问题
I have discovered that it is possible to insert invalid XML characters into a MarkLogic database. This only becomes apparent if I happen to extract, xdmp:quote then later xdmp:unquote an XML document, whereupon I get a message such as "Invalid character entity '14'".
The character got into the database via an XQuery-generated HTML form submission. I think the user pasted text in from Excel, which includes such hidden nasties.

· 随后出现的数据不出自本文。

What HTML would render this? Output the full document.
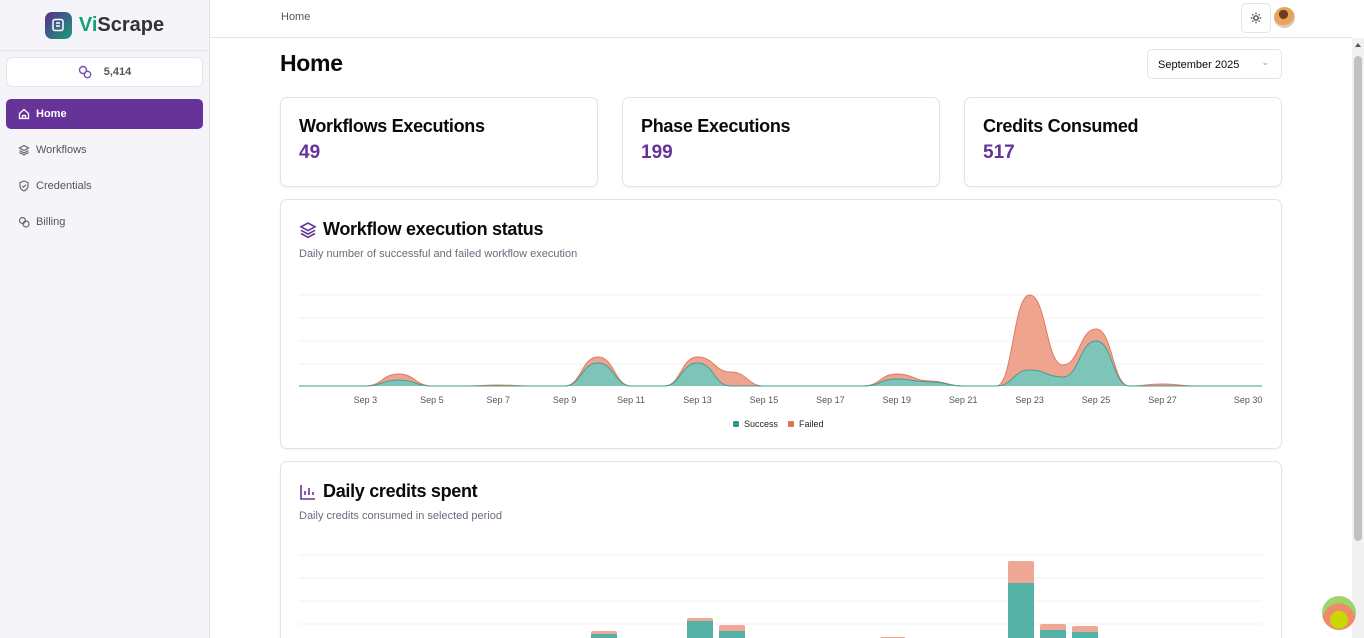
<!DOCTYPE html>
<html><head><meta charset="utf-8"><style>
*{box-sizing:border-box;margin:0;padding:0}
html,body{width:1364px;height:638px;overflow:hidden}
body{font-family:"Liberation Sans",sans-serif;background:#fff;position:relative;color:#0a0a0a}
.side{position:absolute;left:0;top:0;width:210px;height:638px;background:#f5f4f8;border-right:1px solid #e4e4e7}
.logo{height:51px;border-bottom:1px solid #e4e4e7;display:flex;align-items:center;justify-content:center;gap:7px}
.lbox{width:27px;height:27px;border-radius:7px;background:linear-gradient(135deg,#5b2c8f,#16a07a);display:flex;align-items:center;justify-content:center}
.ltxt{font-size:20px;font-weight:700;color:#333}.ltxt b{color:#16a07a}
.cred{margin:6px 6px 0 6px;height:30px;border:1px solid #e4e4e7;border-radius:6px;background:#fff;display:flex;align-items:center;justify-content:center;gap:12px;font-size:11px;font-weight:700;color:#555}
.nav{margin:12px 6px 0;height:30px;border-radius:5px;display:flex;align-items:center;padding-left:12px;gap:6px;font-size:11px;color:#555}
.nav.act{background:#663399;color:#fff;font-weight:700}
.hdr{position:absolute;left:210px;top:0;right:12px;height:38px;border-bottom:1px solid #e4e4e7}
.card{position:absolute;border:1px solid #e4e4e7;border-radius:7px;background:#fff;box-shadow:0 1px 2px rgba(0,0,0,.05)}
.st h3{font-size:18px;font-weight:700;margin:18px 0 0 18px;letter-spacing:-.3px}
.st div{font-size:19px;font-weight:700;color:#663399;margin:5px 0 0 18px}
.ct h2{font-size:18px;font-weight:700;margin:19px 0 0 18px;display:flex;align-items:center;gap:6px;letter-spacing:-.3px}
.ct p{font-size:11px;color:#6b6b7b;margin:8px 0 0 18px}
.sb{position:absolute;right:0;top:38px;width:12px;height:600px;background:#f1f1f1}
</style></head><body>
<div class="side">
 <div class="logo"><div class="lbox"><svg width="14" height="14" viewBox="0 0 14 14" fill="none" stroke="#fff" stroke-width="1.5"><rect x="2" y="1.5" width="10" height="11" rx="2"/><path d="M5 5h4M5 8h4"/></svg></div><div class="ltxt"><b>Vi</b>Scrape</div></div>
 <div class="cred"><svg width="14" height="14" viewBox="0 0 14 14" fill="none" stroke="#7a4fb5" stroke-width="1.4"><circle cx="5" cy="5" r="3.5"/><circle cx="9.5" cy="9.5" r="3.2"/></svg>5,414</div>
 <div class="nav act" style="margin-top:12px"><svg width="12" height="12" viewBox="0 0 12 12" fill="none" stroke="#fff" stroke-width="1.3"><path d="M1.5 5.5L6 1.5l4.5 4V10.5h-9z M4.5 10.5V7.5h3v3"/></svg>Home</div>
 <div class="nav" style="margin-top:6px"><svg width="12" height="12" viewBox="0 0 12 12" fill="none" stroke="#666" stroke-width="1.2"><path d="M6 1.5l4.5 2.5L6 6.5 1.5 4z M1.5 6.5L6 9l4.5-2.5M1.5 8.5L6 11l4.5-2.5"/></svg>Workflows</div>
 <div class="nav" style="margin-top:6px"><svg width="12" height="12" viewBox="0 0 12 12" fill="none" stroke="#666" stroke-width="1.2"><path d="M6 1l4 1.5v3.5c0 2.5-2 4-4 5-2-1-4-2.5-4-5V2.5z M4.3 6l1.2 1.2L8 4.8"/></svg>Credentials</div>
 <div class="nav" style="margin-top:6px"><svg width="12" height="12" viewBox="0 0 12 12" fill="none" stroke="#666" stroke-width="1.2"><circle cx="4.5" cy="4.5" r="3"/><circle cx="8" cy="8" r="3"/></svg>Billing</div>
</div>
<div class="hdr">
 <div style="position:absolute;left:71px;top:11px;font-size:11px;color:#555">Home</div>
 <div style="position:absolute;left:1031px;top:3px;width:30px;height:30px;border:1px solid #e4e4e7;border-radius:5px;display:flex;align-items:center;justify-content:center"><svg width="12" height="12" viewBox="0 0 12 12" fill="none" stroke="#333" stroke-width="1.2"><circle cx="6" cy="6" r="2.2"/><path d="M6 .8v1.5M6 9.7v1.5M.8 6h1.5M9.7 6h1.5M2.3 2.3l1 1M8.7 8.7l1 1M2.3 9.7l1-1M8.7 3.3l1-1"/></svg></div>
 <div style="position:absolute;left:1064px;top:7px;width:21px;height:21px;border-radius:50%;background:radial-gradient(circle at 45% 35%,#6b3d22 0 25%,#e8a45a 26% 60%,#d9cbb8 61%)"></div>
</div>
<div style="position:absolute;left:280px;top:50px;font-size:23px;font-weight:700;letter-spacing:-.3px">Home</div>
<div style="position:absolute;left:1147px;top:49px;width:135px;height:30px;border:1px solid #e4e4e7;border-radius:5px;font-size:11px;padding:9px 0 0 10px">September 2025<span style="position:absolute;right:12px;top:7px;color:#999;font-size:9px">&#8964;</span></div>
<div class="card st" style="left:280px;top:97px;width:318px;height:90px"><h3>Workflows Executions</h3><div>49</div></div>
<div class="card st" style="left:622px;top:97px;width:318px;height:90px"><h3>Phase Executions</h3><div>199</div></div>
<div class="card st" style="left:964px;top:97px;width:318px;height:90px"><h3>Credits Consumed</h3><div>517</div></div>
<div class="card ct" style="left:280px;top:199px;width:1002px;height:250px"><h2><svg width="18" height="18" viewBox="0 0 18 18" fill="none" stroke="#663399" stroke-width="1.6"><path d="M9 2l7 3.8L9 9.6 2 5.8z M2 9.3l7 3.8 7-3.8M2 12.5l7 3.8 7-3.8"/></svg>Workflow execution status</h2><p>Daily number of successful and failed workflow execution</p></div>
<div class="card ct" style="left:280px;top:461px;width:1002px;height:190px"><h2><svg width="18" height="18" viewBox="0 0 18 18" fill="none" stroke="#663399" stroke-width="1.6"><path d="M2 2v14h14M6 12V8M10 12V5M14 12V9"/></svg>Daily credits spent</h2><p>Daily credits consumed in selected period</p></div>
<svg id="ch" style="position:absolute;left:0;top:0" width="1364" height="638"></svg>
<div style="position:absolute;left:733px;top:419px;font-size:9px;color:#222;display:flex;gap:10px"><span><i style="display:inline-block;width:6px;height:6px;background:#2a9d8f;border-radius:1px;margin-right:5px"></i>Success</span><span><i style="display:inline-block;width:6px;height:6px;background:#e76f51;border-radius:1px;margin-right:5px"></i>Failed</span></div>
<div class="sb"><div style="position:absolute;left:2px;top:18px;width:8px;height:485px;background:#c1c1c1;border-radius:4px"></div><div style="position:absolute;left:3px;top:5px;border:3px solid transparent;border-bottom:4px solid #555;border-top:0"></div></div>
<div style="position:absolute;left:1322px;top:596px;width:34px;height:34px;border-radius:50%;background:radial-gradient(circle at 50% 70%,#c8d800 0 30%,#f08a6a 31% 55%,#9fd36b 56%)"></div>
<script>
var T=[0,0,0,12,0,0,1,0,0,29,0,0,29,14,0,0,0,0,12,5,0,0,91,21,57,0,2,0,0,0];
var S=[0,0,0,6,0,0,0,0,0,23,0,0,23,0,0,0,0,0,7,4,0,0,16,9,45,0,0,0,0,0];
function X(i){return 299+i*33.21}
function line(a){var d="M"+X(0)+","+(386-a[0]);for(var i=1;i<a.length;i++){var h=16.6;d+=" C"+(X(i-1)+h)+","+(386-a[i-1])+" "+(X(i)-h)+","+(386-a[i])+" "+X(i)+","+(386-a[i]);}return d}
var s="";
[295,318,341,364].forEach(function(y){s+='<line x1="299" x2="1262" y1="'+y+'" y2="'+y+'" stroke="#f1f1f3"/>'});
[555,578,601,624].forEach(function(y){s+='<line x1="299" x2="1262" y1="'+y+'" y2="'+y+'" stroke="#f1f1f3"/>'});
var lt=line(T),ls=line(S);
s+='<path d="'+lt+' L1262,386 L299,386Z" fill="#eea48f"/><path d="'+lt+'" fill="none" stroke="#e07a60" stroke-width="1"/>';
s+='<path d="'+ls+' L1262,386 L299,386Z" fill="#7fc4b9"/><path d="'+ls+'" fill="none" stroke="#3f9f92" stroke-width="1"/>';
var lab=[3,5,7,9,11,13,15,17,19,21,23,25,27,30];
lab.forEach(function(d){var x=X(d-1);if(d==30)x-=14;s+='<text x="'+x+'" y="403" font-size="9" fill="#555" text-anchor="middle" font-family="Liberation Sans">Sep '+d+'</text>'});
var B=[[604,631,634],[700,618,621],[732,625,631],[893,637,640],[1021,561,583],[1053,624,630],[1085,626,632]];
B.forEach(function(b){s+='<rect x="'+(b[0]-13)+'" y="'+b[1]+'" width="26" height="'+(660-b[1])+'" rx="2" fill="#f0a896"/><rect x="'+(b[0]-13)+'" y="'+b[2]+'" width="26" height="'+(660-b[2])+'" fill="#54b1a5"/>'});
document.getElementById("ch").innerHTML=s;
</script>
</body></html>
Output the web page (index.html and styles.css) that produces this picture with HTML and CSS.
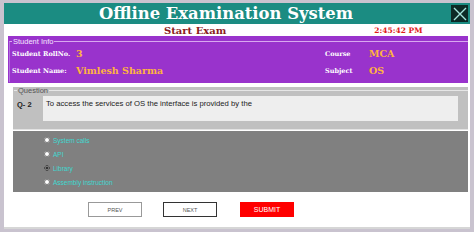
FILE: index.html
```html
<!DOCTYPE html>
<html lang="en">
<head>
  <meta charset="UTF-8" />
  <title>Offline Examination System</title>
  <link rel="stylesheet" href="styles.css">
</head>
<body>
  <div class="window">
    <header class="title-bar">
      <h1>Offline Examination System</h1>
      <button class="close-btn" aria-label="Close">
        <svg width="14" height="14" viewBox="0 0 14 14"><path d="M1 1 L13 13 M13 1 L1 13" stroke="#a6e6de" stroke-width="1.4"/></svg>
      </button>
    </header>

    <div class="sub-bar">
      <span class="page-name">Start Exam</span>
      <span class="clock" id="clock">2:45:42 PM</span>
    </div>

    <div class="student-info">
      <fieldset>
        <legend>Student Info</legend>
        <div class="info-grid">
          <span class="label">Student RollNo.</span><span class="value">3</span>
          <span class="label">Course</span><span class="value">MCA</span>
          <span class="label">Student Name:</span><span class="value">Vimlesh Sharma</span>
          <span class="label">Subject</span><span class="value">OS</span>
        </div>
      </fieldset>
    </div>

    <div class="question">
      <fieldset>
        <legend>Question</legend>
        <div class="q-row">
          <span class="q-no">Q- 2</span>
          <div class="q-text">To access the services of OS the interface is provided by the</div>
        </div>
      </fieldset>
    </div>

    <div class="options">
      <label><input type="radio" name="ans"> System calls</label>
      <label><input type="radio" name="ans"> API</label>
      <label><input type="radio" name="ans" checked> Library</label>
      <label><input type="radio" name="ans"> Assembly instruction</label>
    </div>

    <div class="actions">
      <button class="btn">PREV</button>
      <button class="btn next">NEXT</button>
      <button class="btn submit">SUBMIT</button>
    </div>
  </div>
</body>
</html>
```

FILE: styles.css
```css
* { margin: 0; padding: 0; box-sizing: border-box; }
body {
  background: #c9c3cf;
  font-family: 'Liberation Sans', Arial, sans-serif;
  height: 232px;
  overflow: hidden;
}
.window {
  margin: 3px 4px 0 4px;
  background: #fff;
  height: 226px;
  border-bottom: 2px solid #d6d6d6;
}
.title-bar {
  background: #1b8c82;
  height: 21px;
  display: flex;
  justify-content: center;
  align-items: center;
  padding-right: 22px;
  position: relative;
}
.title-bar h1 {
  color: #fff;
  font-family: 'DejaVu Serif', serif;
  font-size: 16.4px;
  font-weight: bold;
  line-height: 21px;
}
.close-btn {
  position: absolute;
  right: 2px;
  top: 2px;
  width: 17px;
  height: 17px;
  background: #0c2a26;
  border: none;
  display: flex;
  align-items: center;
  justify-content: center;
}
.sub-bar {
  height: 12px;
  display: flex;
  align-items: center;
  font-family: 'DejaVu Serif', serif;
  font-weight: bold;
}
.page-name {
  color: #8b1c1c;
  font-size: 10px;
  margin-left: 160px;
}
.clock {
  color: #e01a1a;
  font-size: 7.5px;
  margin-left: 148px;
}
fieldset {
  border: none;
  min-width: 0;
}
legend {
  font-size: 7.5px;
  line-height: 7px;
  padding: 0 1px;
}
.student-info {
  margin: 0 2px 0 4px;
  background: #9933cc;
  height: 47px;
  padding: 2px 0 0 1px;
}
.student-info fieldset {
  border-top: 1px solid #d9a8f0;
  border-left: 1px solid #b070dd;
  height: 44px;
  padding: 0 2px;
}
.student-info legend { color: #f4e6ff; }
.info-grid {
  display: grid;
  grid-template-columns: 64px 249px 44px 1fr;
  grid-template-rows: 13px 13px;
  row-gap: 4px;
  align-items: center;
  padding-top: 2px;
  font-family: 'DejaVu Serif', serif;
  font-weight: bold;
}
.label {
  color: #fff;
  font-size: 6.5px;
}
.value {
  color: #ffb340;
  font-size: 9.5px;
}
.question {
  margin: 4px 2px 0 9px;
  background: #c0c0c0;
  height: 43px;
  padding: 0 0 0 1px;
  border-bottom: 1px solid #e2e2e2;
}
.question fieldset {
  border-top: 1px solid #e6e6e6;
  padding: 0 10px 0 3px;
}
.question legend { color: #555; }
.q-row {
  display: flex;
  align-items: flex-start;
  padding-top: 2px;
}
.q-no {
  font-size: 7.5px;
  font-weight: bold;
  color: #222;
  width: 26px;
  padding-top: 4px;
}
.q-text {
  flex: 1;
  background: #eeeeee;
  height: 25px;
  font-size: 7.7px;
  color: #222;
  padding: 3px 3px;
}
.options {
  margin: 1px 2px 0 9px;
  background: #808080;
  height: 61px;
  display: flex;
  flex-direction: column;
  padding: 4px 0 0 31px;
  gap: 4px;
}
.options label {
  color: #3fd8d0;
  font-size: 6.5px;
  display: flex;
  align-items: center;
  gap: 3px;
  height: 10px;
}
.options input {
  width: 6px;
  height: 6px;
  accent-color: #333;
}
.actions {
  display: flex;
  padding: 10px 0 0 84px;
}
.btn {
  width: 54px;
  height: 15px;
  background: #fff;
  border: 1px solid #999;
  font-size: 5.5px;
  color: #555;
  margin-right: 21px;
}
.btn.next {
  border-color: #333;
  margin-right: 23px;
}
.btn.submit {
  background: #f00;
  border-color: #f00;
  color: #fff;
  font-size: 7px;
}
```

Clearly I am going to need to check what is being input in future, but surely this is abug that should be fixed. If the characters are illegal, why isnt MarkLogic stripping them out when saving data to the database?
Neil.
回答1:
MarkLogic uses a parsed representation for XML both in memory and when persisting an XML document. Invalid characters would cause parse failures, preventing MarkLogic from storing a document as XML.
However, MarkLogic can store an invalid serialization of XML as a text or binary document. The bytes may be invalid for XML, but they aren't invalid for text or binary.
Is it possible that the HTML form submission submits the documents as text or binary instead of as XML? What does xdmp:node-kind()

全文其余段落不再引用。